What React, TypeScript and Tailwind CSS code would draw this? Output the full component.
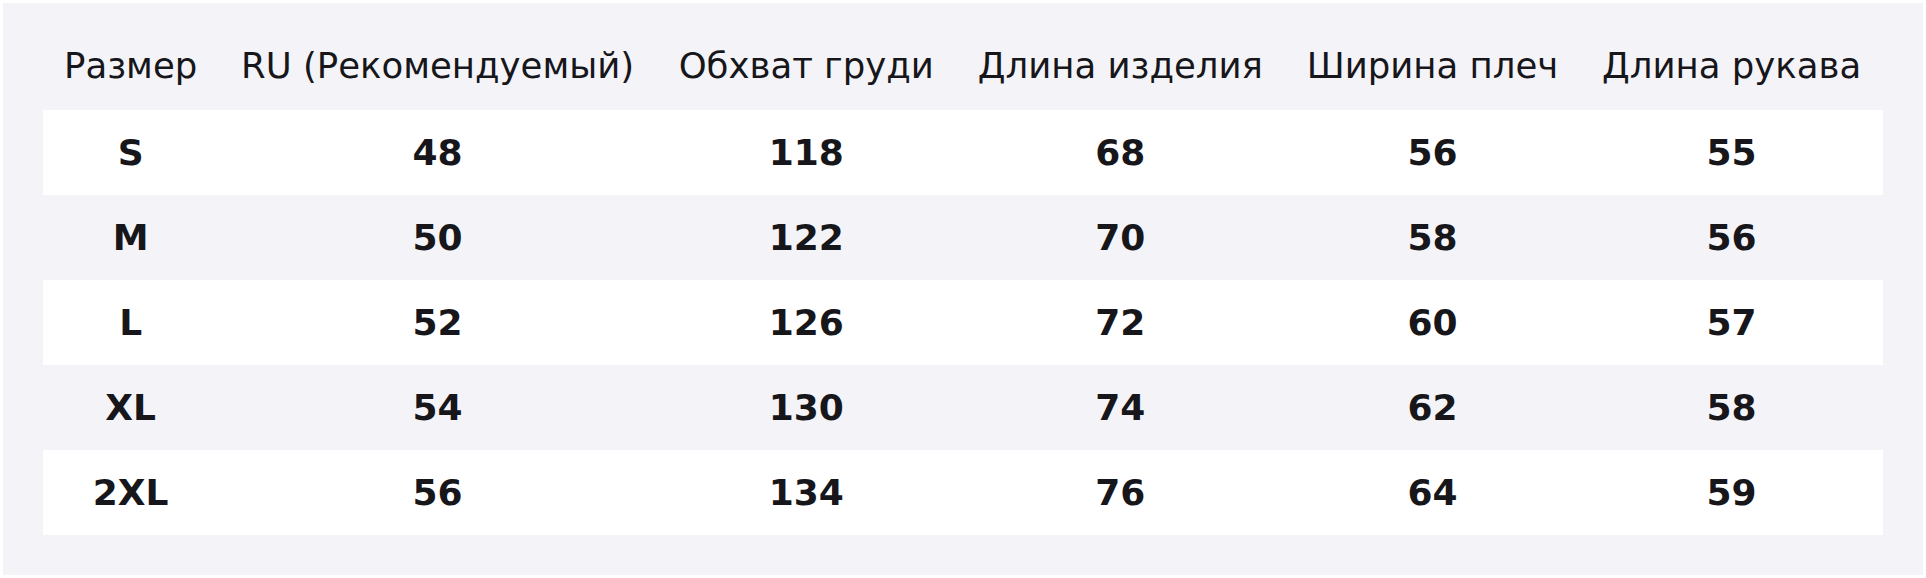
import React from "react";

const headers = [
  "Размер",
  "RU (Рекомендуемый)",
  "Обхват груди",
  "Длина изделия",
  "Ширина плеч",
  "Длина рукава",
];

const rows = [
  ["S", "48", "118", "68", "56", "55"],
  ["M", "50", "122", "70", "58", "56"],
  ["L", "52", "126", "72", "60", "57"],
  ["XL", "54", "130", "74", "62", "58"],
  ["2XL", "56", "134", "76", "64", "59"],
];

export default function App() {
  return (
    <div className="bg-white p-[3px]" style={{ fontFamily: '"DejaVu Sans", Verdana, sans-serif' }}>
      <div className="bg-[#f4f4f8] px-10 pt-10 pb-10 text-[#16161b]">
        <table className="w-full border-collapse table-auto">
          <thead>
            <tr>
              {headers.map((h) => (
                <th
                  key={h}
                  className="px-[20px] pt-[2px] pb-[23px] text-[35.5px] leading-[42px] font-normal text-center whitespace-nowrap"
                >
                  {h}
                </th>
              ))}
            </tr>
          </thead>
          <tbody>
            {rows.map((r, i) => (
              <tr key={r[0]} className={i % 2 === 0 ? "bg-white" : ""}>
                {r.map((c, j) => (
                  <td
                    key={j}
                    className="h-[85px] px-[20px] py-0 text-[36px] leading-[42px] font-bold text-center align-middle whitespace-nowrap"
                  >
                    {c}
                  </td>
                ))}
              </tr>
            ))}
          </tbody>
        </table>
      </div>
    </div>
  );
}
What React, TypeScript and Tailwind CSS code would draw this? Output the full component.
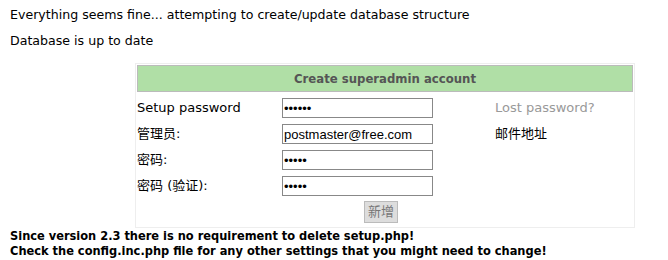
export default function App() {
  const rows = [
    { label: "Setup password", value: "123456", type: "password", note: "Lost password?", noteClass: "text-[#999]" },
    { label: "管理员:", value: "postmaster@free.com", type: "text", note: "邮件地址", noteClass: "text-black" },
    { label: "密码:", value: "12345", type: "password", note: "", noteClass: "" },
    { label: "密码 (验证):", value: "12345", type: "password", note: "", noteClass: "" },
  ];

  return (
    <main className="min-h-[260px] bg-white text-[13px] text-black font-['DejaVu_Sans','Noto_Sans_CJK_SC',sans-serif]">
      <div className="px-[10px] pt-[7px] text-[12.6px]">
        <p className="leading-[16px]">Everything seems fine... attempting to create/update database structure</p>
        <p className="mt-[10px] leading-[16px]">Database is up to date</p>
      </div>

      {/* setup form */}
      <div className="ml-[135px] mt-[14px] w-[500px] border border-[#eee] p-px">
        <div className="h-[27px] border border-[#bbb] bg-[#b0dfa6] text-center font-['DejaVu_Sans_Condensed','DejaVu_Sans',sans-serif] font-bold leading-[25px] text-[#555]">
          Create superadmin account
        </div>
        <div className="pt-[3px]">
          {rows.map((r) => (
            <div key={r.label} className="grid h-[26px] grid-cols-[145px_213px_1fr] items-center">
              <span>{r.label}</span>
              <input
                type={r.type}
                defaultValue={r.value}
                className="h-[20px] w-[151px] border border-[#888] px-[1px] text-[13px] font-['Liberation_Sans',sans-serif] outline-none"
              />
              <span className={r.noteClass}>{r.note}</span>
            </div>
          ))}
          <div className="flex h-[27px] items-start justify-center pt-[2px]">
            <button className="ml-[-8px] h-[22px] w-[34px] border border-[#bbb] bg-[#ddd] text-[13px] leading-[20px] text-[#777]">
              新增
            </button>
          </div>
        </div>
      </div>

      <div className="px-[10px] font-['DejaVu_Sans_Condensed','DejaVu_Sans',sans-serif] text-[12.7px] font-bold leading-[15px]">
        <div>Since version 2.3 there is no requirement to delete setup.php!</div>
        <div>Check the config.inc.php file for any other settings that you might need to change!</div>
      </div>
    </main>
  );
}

□ □ □

## [Stated exercise]
Reproduce the data above in full, exactly as it is, with the pictures left out.

## [Finished answer]
What React, TypeScript and Tailwind CSS code would draw this? Output the full component.
import React from "react";

const headers = [
  "Размер",
  "RU (Рекомендуемый)",
  "Обхват груди",
  "Длина изделия",
  "Ширина плеч",
  "Длина рукава",
];

const rows = [
  ["S", "48", "118", "68", "56", "55"],
  ["M", "50", "122", "70", "58", "56"],
  ["L", "52", "126", "72", "60", "57"],
  ["XL", "54", "130", "74", "62", "58"],
  ["2XL", "56", "134", "76", "64", "59"],
];

export default function App() {
  return (
    <div className="bg-white p-[3px]" style={{ fontFamily: '"DejaVu Sans", Verdana, sans-serif' }}>
      <div className="bg-[#f4f4f8] px-10 pt-10 pb-10 text-[#16161b]">
        <table className="w-full border-collapse table-auto">
          <thead>
            <tr>
              {headers.map((h) => (
                <th
                  key={h}
                  className="px-[20px] pt-[2px] pb-[23px] text-[35.5px] leading-[42px] font-normal text-center whitespace-nowrap"
                >
                  {h}
                </th>
              ))}
            </tr>
          </thead>
          <tbody>
            {rows.map((r, i) => (
              <tr key={r[0]} className={i % 2 === 0 ? "bg-white" : ""}>
                {r.map((c, j) => (
                  <td
                    key={j}
                    className="h-[85px] px-[20px] py-0 text-[36px] leading-[42px] font-bold text-center align-middle whitespace-nowrap"
                  >
                    {c}
                  </td>
                ))}
              </tr>
            ))}
          </tbody>
        </table>
      </div>
    </div>
  );
}
What React, TypeScript and Tailwind CSS code would draw this? Output the full component.
export default function App() {
  const rows = [
    { label: "Setup password", value: "123456", type: "password", note: "Lost password?", noteClass: "text-[#999]" },
    { label: "管理员:", value: "postmaster@free.com", type: "text", note: "邮件地址", noteClass: "text-black" },
    { label: "密码:", value: "12345", type: "password", note: "", noteClass: "" },
    { label: "密码 (验证):", value: "12345", type: "password", note: "", noteClass: "" },
  ];

  return (
    <main className="min-h-[260px] bg-white text-[13px] text-black font-['DejaVu_Sans','Noto_Sans_CJK_SC',sans-serif]">
      <div className="px-[10px] pt-[7px] text-[12.6px]">
        <p className="leading-[16px]">Everything seems fine... attempting to create/update database structure</p>
        <p className="mt-[10px] leading-[16px]">Database is up to date</p>
      </div>

      {/* setup form */}
      <div className="ml-[135px] mt-[14px] w-[500px] border border-[#eee] p-px">
        <div className="h-[27px] border border-[#bbb] bg-[#b0dfa6] text-center font-['DejaVu_Sans_Condensed','DejaVu_Sans',sans-serif] font-bold leading-[25px] text-[#555]">
          Create superadmin account
        </div>
        <div className="pt-[3px]">
          {rows.map((r) => (
            <div key={r.label} className="grid h-[26px] grid-cols-[145px_213px_1fr] items-center">
              <span>{r.label}</span>
              <input
                type={r.type}
                defaultValue={r.value}
                className="h-[20px] w-[151px] border border-[#888] px-[1px] text-[13px] font-['Liberation_Sans',sans-serif] outline-none"
              />
              <span className={r.noteClass}>{r.note}</span>
            </div>
          ))}
          <div className="flex h-[27px] items-start justify-center pt-[2px]">
            <button className="ml-[-8px] h-[22px] w-[34px] border border-[#bbb] bg-[#ddd] text-[13px] leading-[20px] text-[#777]">
              新增
            </button>
          </div>
        </div>
      </div>

      <div className="px-[10px] font-['DejaVu_Sans_Condensed','DejaVu_Sans',sans-serif] text-[12.7px] font-bold leading-[15px]">
        <div>Since version 2.3 there is no requirement to delete setup.php!</div>
        <div>Check the config.inc.php file for any other settings that you might need to change!</div>
      </div>
    </main>
  );
}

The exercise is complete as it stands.